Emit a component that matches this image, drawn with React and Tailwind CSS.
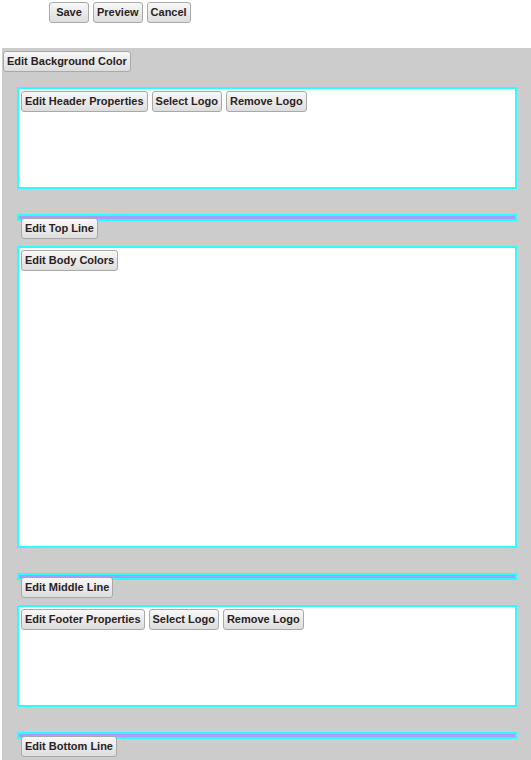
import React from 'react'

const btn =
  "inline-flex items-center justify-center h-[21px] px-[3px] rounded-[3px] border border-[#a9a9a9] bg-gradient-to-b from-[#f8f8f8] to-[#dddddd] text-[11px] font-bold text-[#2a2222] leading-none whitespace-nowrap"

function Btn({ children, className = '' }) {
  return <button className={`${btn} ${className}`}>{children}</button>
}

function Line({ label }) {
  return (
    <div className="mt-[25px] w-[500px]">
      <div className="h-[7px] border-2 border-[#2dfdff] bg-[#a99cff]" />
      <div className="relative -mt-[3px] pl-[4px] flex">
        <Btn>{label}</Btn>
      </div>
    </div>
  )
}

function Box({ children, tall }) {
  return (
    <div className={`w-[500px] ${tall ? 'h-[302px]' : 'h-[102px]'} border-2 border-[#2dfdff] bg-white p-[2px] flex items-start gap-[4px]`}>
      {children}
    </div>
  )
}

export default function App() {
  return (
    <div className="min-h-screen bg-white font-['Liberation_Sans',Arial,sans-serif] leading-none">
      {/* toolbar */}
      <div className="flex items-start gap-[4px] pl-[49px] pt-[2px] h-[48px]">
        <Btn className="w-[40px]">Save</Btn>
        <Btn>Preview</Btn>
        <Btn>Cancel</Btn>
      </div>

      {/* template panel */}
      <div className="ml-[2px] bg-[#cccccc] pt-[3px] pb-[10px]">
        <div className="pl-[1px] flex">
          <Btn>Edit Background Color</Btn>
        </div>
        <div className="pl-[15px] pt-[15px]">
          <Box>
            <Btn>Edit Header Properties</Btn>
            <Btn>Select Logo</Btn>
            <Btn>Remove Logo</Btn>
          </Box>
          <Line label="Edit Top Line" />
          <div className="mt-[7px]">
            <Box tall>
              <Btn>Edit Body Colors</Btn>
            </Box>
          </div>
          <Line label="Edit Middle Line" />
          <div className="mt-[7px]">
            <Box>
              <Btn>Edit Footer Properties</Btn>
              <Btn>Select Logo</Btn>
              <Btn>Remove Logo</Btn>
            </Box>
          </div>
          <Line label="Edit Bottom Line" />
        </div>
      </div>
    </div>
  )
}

-.-.-

**Exercise description:**
Pull out every line in the data above that has the word "React".

**Task solution:**
Emit a component that matches this image, drawn with React and Tailwind CSS.
import React from 'react'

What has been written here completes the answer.